■ **Work required**
Leave the pictures out and quote every line from the start of the listing to the line with "h-screen flex-col overflow-hidden", inclusive.
** Start of Data shown **
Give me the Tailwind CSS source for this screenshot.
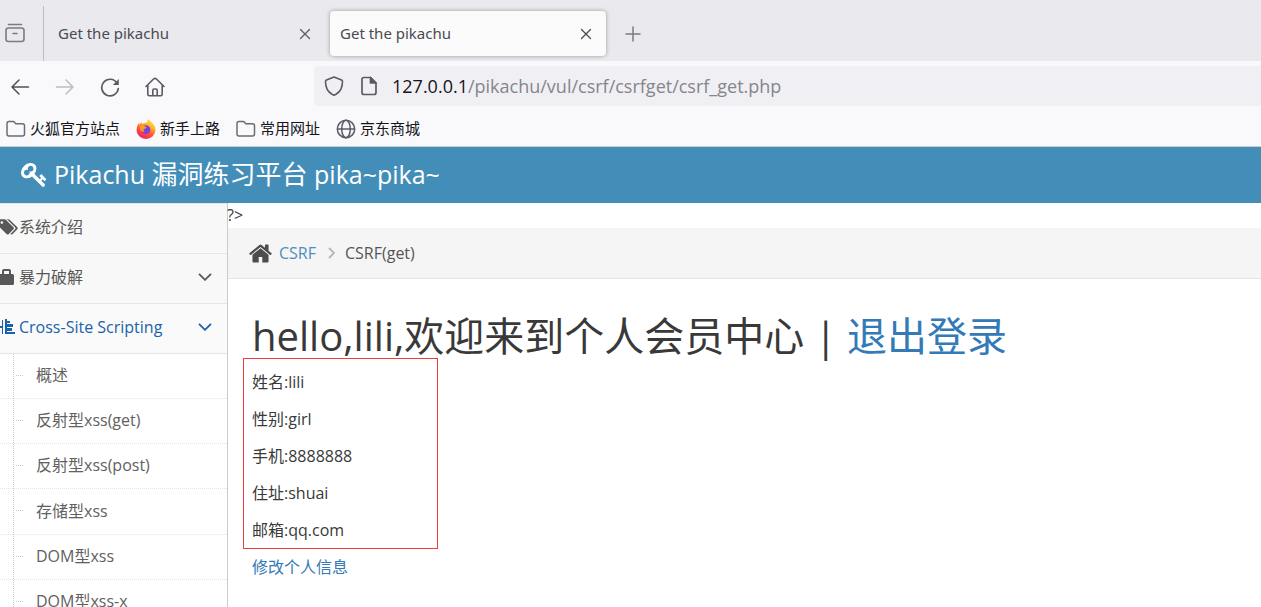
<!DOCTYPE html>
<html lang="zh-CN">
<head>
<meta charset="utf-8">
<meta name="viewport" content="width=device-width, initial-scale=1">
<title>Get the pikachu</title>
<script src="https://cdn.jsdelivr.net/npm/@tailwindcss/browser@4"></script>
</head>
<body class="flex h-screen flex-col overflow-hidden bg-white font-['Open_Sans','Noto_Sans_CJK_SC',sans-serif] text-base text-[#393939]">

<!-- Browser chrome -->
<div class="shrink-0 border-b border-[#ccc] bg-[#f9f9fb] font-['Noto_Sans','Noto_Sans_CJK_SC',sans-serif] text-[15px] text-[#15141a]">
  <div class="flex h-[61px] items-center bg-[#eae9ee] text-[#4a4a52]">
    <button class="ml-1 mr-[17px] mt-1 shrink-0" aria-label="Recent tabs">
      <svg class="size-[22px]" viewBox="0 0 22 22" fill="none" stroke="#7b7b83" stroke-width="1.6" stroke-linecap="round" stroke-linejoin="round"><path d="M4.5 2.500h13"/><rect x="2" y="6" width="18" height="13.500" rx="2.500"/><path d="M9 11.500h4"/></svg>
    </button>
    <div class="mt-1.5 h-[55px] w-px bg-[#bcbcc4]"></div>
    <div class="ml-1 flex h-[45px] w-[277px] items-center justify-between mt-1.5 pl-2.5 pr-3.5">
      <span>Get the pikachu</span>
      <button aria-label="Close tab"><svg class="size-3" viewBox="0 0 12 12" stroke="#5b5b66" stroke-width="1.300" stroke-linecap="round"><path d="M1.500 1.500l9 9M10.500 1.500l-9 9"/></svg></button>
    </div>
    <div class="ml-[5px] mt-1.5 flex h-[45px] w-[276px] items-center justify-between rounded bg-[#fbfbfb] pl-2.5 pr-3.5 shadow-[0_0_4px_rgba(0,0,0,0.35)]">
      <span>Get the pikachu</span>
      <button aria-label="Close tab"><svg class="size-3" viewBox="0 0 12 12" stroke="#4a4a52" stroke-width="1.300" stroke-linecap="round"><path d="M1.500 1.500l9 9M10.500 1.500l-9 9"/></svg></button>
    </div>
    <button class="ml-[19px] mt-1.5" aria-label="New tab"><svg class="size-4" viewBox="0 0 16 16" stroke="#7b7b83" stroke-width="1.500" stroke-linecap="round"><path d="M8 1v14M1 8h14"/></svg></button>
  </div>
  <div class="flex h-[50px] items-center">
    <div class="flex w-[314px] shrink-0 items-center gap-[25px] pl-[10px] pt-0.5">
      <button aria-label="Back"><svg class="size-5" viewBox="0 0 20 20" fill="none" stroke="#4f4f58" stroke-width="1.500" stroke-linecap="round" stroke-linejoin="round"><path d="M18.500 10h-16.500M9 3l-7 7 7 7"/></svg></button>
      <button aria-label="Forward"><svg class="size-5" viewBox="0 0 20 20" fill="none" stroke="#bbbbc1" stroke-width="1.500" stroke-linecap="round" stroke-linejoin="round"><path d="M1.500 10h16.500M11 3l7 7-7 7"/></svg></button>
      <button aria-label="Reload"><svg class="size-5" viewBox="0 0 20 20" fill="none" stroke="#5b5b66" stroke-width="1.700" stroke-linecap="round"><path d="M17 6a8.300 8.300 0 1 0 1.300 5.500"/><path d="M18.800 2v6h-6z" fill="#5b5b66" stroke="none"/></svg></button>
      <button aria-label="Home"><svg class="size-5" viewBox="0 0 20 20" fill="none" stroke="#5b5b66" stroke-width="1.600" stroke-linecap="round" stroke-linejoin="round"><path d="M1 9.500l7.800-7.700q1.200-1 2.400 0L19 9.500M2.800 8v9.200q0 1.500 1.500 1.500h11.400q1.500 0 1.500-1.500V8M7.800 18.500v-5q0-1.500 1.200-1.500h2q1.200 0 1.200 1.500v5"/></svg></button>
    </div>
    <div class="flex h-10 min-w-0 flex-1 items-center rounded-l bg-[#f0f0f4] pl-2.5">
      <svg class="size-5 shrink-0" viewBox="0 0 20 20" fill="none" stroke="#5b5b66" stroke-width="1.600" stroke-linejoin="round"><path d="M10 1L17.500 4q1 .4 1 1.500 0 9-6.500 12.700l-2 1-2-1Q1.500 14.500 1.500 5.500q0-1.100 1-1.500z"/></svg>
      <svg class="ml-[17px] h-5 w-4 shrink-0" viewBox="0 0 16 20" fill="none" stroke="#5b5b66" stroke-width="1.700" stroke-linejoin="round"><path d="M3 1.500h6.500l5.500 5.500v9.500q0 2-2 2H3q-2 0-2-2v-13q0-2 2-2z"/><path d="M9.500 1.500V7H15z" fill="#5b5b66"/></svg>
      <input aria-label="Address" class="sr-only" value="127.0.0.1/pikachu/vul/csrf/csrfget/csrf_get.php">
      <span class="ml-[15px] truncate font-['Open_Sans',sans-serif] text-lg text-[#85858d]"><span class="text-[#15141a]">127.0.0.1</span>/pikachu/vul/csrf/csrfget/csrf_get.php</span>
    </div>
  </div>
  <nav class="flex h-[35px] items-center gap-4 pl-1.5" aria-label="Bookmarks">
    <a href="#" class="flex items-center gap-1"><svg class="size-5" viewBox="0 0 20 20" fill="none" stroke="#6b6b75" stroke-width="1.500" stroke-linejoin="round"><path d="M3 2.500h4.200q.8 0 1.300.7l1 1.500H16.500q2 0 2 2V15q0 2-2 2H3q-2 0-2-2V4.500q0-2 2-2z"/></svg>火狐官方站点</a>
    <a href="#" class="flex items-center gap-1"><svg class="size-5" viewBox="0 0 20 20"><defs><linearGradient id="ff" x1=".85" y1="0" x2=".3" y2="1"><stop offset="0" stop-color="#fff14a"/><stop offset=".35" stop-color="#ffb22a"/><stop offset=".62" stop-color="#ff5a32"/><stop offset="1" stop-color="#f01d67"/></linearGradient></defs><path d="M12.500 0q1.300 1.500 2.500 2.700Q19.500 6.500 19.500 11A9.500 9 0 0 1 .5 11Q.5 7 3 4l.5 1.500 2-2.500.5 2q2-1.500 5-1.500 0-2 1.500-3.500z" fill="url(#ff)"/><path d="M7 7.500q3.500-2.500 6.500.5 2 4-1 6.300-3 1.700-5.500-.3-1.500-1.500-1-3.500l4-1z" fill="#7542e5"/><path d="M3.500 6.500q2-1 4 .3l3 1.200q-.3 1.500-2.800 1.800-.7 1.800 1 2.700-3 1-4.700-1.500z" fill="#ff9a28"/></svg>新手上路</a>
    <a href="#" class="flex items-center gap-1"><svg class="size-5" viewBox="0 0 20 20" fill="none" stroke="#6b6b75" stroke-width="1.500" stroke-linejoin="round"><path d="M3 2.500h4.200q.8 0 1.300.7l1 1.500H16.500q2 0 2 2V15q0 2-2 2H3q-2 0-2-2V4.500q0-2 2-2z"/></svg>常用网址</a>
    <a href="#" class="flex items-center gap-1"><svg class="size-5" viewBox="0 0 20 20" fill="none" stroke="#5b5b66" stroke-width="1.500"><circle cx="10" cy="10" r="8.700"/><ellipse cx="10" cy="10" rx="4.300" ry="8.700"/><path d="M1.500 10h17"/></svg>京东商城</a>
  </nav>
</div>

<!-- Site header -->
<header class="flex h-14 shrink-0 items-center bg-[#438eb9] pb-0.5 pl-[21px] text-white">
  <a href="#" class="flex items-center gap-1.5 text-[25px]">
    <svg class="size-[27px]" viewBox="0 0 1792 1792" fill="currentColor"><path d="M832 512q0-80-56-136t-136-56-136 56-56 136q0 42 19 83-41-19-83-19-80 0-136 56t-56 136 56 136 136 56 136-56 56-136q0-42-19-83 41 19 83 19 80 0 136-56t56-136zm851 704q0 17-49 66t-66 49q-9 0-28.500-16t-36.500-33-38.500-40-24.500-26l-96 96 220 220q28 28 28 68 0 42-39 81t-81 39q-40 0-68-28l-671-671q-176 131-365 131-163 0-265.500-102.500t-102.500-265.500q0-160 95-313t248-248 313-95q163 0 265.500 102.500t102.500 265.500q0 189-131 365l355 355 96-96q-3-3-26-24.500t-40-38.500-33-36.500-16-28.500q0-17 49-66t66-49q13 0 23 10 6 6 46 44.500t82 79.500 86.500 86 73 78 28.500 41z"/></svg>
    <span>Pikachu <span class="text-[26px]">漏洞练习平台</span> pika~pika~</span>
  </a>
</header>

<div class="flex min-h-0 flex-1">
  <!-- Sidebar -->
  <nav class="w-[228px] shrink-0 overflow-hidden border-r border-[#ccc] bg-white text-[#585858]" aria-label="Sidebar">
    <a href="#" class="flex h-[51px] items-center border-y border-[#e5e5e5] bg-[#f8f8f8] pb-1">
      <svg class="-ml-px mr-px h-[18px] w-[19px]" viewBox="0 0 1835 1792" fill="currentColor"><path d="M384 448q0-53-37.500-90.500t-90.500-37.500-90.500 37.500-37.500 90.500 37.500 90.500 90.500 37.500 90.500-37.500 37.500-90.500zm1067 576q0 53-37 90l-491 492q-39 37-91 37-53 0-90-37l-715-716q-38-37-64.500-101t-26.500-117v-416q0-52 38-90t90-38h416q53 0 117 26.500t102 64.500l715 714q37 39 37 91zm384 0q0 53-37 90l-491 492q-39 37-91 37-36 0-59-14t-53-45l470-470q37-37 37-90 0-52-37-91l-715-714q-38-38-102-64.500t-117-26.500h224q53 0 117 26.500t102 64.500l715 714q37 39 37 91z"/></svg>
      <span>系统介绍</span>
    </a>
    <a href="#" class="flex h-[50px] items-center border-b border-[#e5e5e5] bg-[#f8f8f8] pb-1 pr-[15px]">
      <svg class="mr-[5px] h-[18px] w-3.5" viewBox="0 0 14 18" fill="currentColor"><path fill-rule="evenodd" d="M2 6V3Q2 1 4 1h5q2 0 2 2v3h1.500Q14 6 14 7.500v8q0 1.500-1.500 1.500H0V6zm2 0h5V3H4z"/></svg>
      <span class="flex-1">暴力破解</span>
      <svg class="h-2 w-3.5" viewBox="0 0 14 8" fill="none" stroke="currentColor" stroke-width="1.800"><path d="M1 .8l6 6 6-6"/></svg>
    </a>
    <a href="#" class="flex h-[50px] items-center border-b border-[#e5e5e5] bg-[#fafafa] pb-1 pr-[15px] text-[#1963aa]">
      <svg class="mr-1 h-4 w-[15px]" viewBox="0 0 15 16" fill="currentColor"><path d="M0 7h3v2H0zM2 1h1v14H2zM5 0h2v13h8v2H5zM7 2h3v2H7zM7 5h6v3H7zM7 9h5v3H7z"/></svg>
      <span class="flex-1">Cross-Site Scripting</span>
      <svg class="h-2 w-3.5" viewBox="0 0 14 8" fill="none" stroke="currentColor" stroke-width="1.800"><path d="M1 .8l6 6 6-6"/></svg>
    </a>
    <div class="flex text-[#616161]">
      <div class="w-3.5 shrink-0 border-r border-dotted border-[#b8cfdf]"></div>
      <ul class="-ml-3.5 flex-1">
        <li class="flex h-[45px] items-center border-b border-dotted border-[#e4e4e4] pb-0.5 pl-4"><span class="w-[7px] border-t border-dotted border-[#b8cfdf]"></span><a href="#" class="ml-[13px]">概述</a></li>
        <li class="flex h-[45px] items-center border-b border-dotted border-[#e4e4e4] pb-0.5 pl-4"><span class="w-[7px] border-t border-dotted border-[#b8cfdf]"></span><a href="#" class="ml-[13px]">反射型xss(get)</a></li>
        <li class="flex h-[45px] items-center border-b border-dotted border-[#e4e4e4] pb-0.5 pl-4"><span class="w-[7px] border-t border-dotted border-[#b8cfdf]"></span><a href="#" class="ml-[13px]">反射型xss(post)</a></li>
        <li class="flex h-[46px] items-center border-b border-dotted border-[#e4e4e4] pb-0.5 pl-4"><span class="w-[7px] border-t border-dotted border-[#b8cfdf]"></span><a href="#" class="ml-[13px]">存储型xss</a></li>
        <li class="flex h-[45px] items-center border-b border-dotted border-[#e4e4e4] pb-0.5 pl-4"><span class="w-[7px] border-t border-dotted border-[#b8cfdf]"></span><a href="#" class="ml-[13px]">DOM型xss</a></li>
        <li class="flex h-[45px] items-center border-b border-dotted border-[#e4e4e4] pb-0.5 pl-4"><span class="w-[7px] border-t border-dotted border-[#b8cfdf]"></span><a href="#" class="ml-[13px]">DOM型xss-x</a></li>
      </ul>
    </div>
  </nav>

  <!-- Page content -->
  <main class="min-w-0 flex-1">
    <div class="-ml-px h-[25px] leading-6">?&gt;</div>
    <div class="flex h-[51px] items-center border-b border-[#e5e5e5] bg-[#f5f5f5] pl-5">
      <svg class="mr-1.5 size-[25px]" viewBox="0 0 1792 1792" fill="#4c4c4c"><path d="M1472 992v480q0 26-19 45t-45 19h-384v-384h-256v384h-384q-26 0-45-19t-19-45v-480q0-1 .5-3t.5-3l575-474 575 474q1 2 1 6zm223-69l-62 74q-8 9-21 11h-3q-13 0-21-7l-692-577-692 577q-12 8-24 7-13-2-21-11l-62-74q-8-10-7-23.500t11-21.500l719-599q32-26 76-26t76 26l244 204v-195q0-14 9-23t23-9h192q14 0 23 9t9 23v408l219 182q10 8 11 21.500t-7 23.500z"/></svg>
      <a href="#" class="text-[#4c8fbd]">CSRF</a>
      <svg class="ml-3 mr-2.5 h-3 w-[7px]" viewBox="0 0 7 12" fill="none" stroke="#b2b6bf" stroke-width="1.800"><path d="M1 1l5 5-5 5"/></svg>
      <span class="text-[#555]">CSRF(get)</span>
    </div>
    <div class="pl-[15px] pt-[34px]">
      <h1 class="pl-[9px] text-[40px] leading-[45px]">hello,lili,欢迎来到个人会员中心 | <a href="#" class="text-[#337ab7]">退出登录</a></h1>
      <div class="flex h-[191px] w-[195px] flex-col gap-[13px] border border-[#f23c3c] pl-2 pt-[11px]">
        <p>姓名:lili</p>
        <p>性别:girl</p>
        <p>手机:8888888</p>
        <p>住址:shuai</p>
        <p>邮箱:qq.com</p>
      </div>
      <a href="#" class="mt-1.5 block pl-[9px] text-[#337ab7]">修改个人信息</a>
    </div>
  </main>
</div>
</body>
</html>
** End of Data shown **
■ **Solution to the exercise**
Give me the Tailwind CSS source for this screenshot.
<!DOCTYPE html>
<html lang="zh-CN">
<head>
<meta charset="utf-8">
<meta name="viewport" content="width=device-width, initial-scale=1">
<title>Get the pikachu</title>
<script src="https://cdn.jsdelivr.net/npm/@tailwindcss/browser@4"></script>
</head>
<body class="flex h-screen flex-col overflow-hidden bg-white font-['Open_Sans','Noto_Sans_CJK_SC',sans-serif] text-base text-[#393939]">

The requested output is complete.